(Aim) Look for the string "this" in the lines and copy each line that has it.

(Recorded data)
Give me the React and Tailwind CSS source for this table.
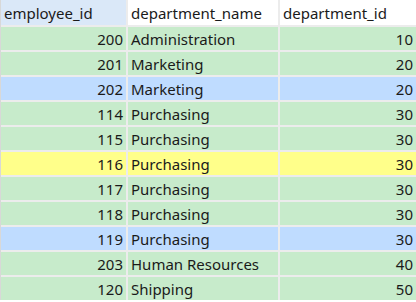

* * *

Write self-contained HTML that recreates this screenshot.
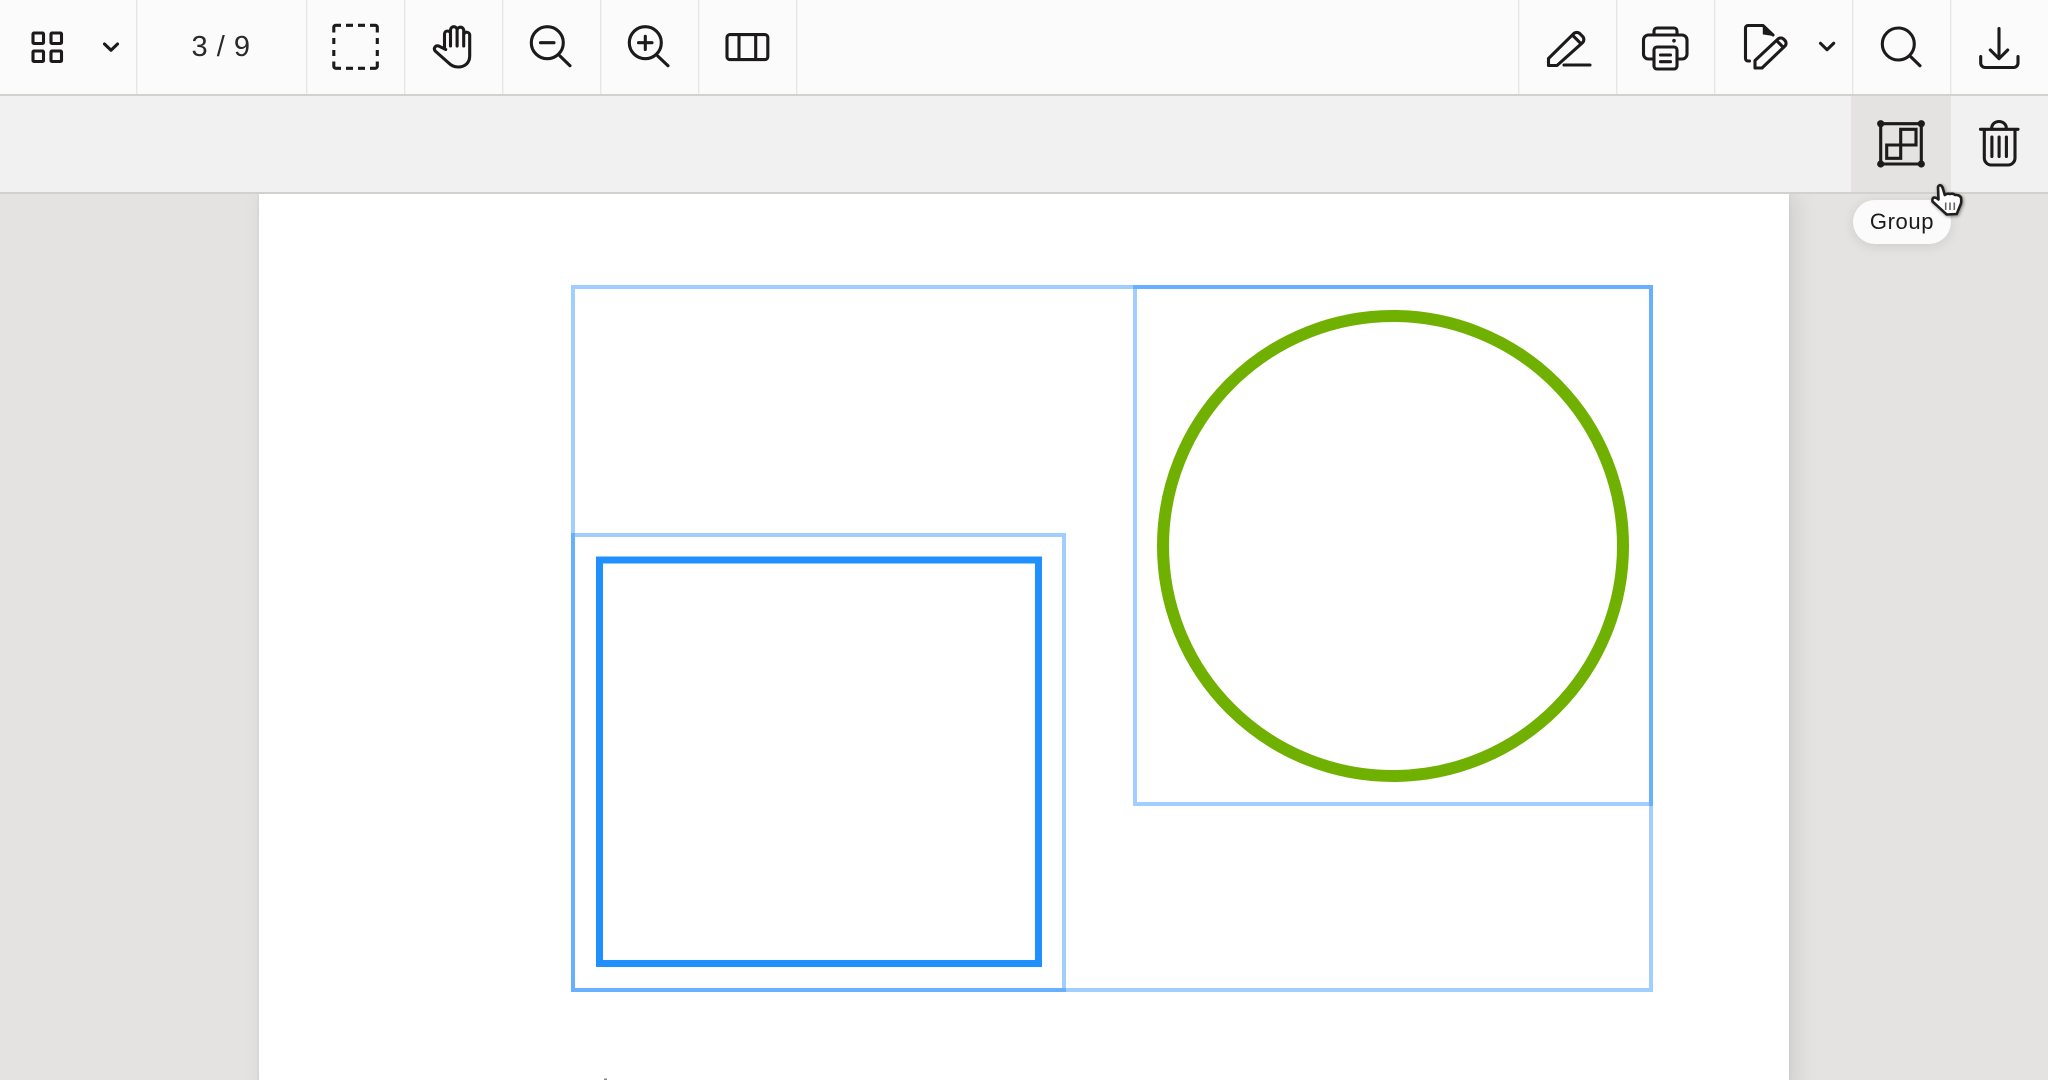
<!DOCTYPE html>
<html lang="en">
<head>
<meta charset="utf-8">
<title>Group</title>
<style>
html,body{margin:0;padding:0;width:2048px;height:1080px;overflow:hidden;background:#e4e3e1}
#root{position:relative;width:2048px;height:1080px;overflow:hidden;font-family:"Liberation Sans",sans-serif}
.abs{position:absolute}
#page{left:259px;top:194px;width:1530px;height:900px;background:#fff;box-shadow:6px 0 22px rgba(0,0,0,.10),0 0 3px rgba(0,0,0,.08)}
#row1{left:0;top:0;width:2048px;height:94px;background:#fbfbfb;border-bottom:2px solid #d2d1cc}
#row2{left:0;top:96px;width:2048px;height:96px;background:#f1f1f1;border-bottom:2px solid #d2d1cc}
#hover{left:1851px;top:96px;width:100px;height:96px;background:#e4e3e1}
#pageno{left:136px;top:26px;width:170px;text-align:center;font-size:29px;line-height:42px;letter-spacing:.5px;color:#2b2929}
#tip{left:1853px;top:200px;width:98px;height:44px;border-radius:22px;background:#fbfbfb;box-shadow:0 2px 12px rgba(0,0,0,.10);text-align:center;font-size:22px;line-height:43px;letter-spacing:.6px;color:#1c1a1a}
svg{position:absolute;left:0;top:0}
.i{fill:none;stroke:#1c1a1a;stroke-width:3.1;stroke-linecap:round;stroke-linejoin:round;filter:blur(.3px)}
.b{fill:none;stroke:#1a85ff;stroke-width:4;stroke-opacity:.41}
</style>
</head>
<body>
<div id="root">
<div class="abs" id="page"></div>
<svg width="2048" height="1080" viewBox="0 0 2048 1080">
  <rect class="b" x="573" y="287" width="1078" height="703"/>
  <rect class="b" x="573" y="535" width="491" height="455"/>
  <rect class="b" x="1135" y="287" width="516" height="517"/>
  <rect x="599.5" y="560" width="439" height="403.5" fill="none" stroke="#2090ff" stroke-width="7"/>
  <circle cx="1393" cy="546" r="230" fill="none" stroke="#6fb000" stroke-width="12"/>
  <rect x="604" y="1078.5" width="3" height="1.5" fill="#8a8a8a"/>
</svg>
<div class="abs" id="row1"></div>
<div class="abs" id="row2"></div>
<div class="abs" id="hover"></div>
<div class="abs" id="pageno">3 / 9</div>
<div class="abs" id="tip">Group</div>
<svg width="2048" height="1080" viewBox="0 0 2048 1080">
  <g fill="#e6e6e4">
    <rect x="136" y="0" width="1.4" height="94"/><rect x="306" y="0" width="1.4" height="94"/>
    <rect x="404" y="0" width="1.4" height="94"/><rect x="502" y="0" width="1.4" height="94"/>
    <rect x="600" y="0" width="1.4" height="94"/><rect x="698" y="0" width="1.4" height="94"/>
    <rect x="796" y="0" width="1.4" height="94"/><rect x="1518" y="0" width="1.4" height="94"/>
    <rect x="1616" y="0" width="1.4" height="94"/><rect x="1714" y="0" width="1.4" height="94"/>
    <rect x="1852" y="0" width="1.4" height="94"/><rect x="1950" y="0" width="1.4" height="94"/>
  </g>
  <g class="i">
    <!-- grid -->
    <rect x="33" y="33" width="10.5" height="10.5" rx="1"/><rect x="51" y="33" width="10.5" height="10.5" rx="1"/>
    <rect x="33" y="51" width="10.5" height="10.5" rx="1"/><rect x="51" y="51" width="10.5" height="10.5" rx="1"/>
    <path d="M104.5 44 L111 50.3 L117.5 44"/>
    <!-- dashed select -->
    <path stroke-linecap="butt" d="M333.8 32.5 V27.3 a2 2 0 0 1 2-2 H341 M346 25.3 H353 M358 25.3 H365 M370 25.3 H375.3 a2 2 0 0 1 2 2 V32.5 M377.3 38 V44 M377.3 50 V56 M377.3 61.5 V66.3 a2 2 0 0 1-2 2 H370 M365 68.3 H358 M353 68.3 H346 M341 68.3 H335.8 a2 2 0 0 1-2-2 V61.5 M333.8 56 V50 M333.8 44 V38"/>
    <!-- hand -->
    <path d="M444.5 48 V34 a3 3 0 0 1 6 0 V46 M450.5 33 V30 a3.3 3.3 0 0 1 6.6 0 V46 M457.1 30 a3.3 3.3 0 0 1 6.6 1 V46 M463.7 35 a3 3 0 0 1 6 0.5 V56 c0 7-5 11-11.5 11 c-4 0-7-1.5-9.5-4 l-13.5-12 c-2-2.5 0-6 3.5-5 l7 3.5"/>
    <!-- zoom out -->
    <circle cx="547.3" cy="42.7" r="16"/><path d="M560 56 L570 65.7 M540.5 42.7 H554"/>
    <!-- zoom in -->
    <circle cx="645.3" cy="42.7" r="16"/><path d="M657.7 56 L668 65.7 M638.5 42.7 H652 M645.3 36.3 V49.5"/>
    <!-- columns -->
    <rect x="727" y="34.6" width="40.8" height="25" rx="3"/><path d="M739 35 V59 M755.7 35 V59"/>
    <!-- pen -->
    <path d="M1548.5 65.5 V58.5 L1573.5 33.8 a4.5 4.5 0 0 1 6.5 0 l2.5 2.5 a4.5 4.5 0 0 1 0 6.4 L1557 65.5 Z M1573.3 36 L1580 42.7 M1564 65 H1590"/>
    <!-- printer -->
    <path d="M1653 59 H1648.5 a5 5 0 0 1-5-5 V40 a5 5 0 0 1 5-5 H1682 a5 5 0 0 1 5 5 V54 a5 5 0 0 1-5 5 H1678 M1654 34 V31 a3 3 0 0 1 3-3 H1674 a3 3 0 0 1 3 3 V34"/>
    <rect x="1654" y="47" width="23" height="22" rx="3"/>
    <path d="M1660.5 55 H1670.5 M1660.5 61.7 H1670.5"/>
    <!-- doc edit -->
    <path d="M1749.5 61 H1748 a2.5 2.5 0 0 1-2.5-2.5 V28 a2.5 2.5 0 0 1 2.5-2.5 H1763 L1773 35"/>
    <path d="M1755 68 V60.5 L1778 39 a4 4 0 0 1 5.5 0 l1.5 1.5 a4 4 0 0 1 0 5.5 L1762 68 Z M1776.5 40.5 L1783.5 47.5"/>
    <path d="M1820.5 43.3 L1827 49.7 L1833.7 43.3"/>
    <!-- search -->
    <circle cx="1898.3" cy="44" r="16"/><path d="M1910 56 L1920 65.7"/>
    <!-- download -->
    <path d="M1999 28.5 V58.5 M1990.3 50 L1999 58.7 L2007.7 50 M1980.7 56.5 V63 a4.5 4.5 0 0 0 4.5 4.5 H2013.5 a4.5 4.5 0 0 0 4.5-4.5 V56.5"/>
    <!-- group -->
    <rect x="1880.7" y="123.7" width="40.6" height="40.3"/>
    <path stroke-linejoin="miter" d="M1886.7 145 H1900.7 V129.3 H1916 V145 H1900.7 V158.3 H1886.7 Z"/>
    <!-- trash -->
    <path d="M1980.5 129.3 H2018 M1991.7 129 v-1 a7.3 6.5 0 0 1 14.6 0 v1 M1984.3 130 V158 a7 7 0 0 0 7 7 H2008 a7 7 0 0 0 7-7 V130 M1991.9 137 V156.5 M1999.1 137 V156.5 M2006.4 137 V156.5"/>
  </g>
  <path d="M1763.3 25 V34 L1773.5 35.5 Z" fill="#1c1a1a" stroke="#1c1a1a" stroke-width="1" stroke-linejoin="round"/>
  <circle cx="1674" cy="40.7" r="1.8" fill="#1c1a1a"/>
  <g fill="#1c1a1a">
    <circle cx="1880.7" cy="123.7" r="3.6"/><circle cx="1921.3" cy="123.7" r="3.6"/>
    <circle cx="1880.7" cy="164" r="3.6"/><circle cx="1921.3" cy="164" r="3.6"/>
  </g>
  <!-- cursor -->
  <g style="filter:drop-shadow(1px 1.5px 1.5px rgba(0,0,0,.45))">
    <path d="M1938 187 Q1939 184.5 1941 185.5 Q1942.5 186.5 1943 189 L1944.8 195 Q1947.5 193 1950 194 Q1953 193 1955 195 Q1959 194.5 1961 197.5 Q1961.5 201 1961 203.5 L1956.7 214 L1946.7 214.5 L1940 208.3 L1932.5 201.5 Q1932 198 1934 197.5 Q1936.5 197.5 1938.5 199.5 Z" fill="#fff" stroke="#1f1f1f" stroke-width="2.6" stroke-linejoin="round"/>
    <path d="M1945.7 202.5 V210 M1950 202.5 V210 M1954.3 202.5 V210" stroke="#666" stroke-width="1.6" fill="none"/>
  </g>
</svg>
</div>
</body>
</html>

...

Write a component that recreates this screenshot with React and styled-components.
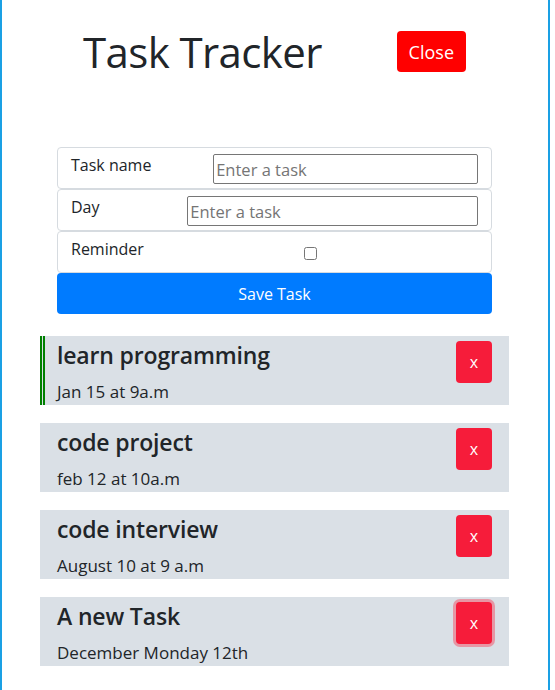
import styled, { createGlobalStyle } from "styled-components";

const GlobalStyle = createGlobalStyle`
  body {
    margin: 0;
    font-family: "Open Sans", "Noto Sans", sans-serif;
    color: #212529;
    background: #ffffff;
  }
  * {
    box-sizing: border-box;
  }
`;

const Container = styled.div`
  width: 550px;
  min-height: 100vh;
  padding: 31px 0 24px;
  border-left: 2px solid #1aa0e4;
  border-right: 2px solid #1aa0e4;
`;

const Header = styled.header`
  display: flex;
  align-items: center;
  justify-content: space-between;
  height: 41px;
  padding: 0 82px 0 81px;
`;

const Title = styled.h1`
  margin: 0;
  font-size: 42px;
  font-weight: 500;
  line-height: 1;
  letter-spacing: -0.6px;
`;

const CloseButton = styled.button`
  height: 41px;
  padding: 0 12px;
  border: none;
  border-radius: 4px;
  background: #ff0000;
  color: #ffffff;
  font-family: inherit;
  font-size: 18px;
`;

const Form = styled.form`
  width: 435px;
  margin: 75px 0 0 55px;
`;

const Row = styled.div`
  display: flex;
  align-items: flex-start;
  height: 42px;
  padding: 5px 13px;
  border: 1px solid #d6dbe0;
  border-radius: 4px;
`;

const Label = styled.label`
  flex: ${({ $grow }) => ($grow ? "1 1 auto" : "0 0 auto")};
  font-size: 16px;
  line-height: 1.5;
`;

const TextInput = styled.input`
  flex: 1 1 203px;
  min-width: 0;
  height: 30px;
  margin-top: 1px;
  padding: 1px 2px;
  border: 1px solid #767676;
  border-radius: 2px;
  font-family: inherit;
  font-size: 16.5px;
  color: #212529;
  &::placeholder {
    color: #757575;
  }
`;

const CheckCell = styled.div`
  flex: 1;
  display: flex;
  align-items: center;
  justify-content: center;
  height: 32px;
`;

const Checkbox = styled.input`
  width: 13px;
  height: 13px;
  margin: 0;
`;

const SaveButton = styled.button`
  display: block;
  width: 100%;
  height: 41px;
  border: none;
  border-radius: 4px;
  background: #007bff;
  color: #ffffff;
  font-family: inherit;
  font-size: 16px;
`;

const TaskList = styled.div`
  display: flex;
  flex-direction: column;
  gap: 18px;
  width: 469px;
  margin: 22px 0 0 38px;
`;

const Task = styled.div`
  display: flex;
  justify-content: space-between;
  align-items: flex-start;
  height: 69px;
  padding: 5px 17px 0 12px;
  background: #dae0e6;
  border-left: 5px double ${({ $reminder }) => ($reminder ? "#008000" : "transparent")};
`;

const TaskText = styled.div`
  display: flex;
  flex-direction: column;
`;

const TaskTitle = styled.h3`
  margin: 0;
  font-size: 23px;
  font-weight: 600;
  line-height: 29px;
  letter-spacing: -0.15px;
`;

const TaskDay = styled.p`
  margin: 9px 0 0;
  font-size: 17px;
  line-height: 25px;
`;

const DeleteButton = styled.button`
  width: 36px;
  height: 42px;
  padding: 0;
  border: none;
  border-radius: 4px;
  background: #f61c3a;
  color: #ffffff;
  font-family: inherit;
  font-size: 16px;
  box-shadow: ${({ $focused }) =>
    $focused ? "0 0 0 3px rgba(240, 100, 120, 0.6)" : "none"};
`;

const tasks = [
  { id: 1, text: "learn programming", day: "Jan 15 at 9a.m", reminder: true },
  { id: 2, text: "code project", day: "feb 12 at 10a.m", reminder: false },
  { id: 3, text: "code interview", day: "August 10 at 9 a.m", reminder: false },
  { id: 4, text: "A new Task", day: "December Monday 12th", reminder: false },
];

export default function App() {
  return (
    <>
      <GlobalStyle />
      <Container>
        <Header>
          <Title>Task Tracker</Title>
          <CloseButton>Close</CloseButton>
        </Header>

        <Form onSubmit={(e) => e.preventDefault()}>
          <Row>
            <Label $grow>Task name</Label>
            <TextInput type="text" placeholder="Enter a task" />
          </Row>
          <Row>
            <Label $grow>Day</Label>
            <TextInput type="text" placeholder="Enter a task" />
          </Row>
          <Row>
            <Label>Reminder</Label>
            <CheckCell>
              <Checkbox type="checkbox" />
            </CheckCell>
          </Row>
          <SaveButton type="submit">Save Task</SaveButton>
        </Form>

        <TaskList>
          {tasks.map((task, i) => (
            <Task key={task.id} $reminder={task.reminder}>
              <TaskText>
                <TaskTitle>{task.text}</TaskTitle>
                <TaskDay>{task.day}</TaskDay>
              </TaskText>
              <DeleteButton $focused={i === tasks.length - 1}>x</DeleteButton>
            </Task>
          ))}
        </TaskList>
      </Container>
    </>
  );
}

(Problem solution)
Give me the React and Tailwind CSS source for this table.
Write self-contained HTML that recreates this screenshot.
Write a component that recreates this screenshot with React and styled-components.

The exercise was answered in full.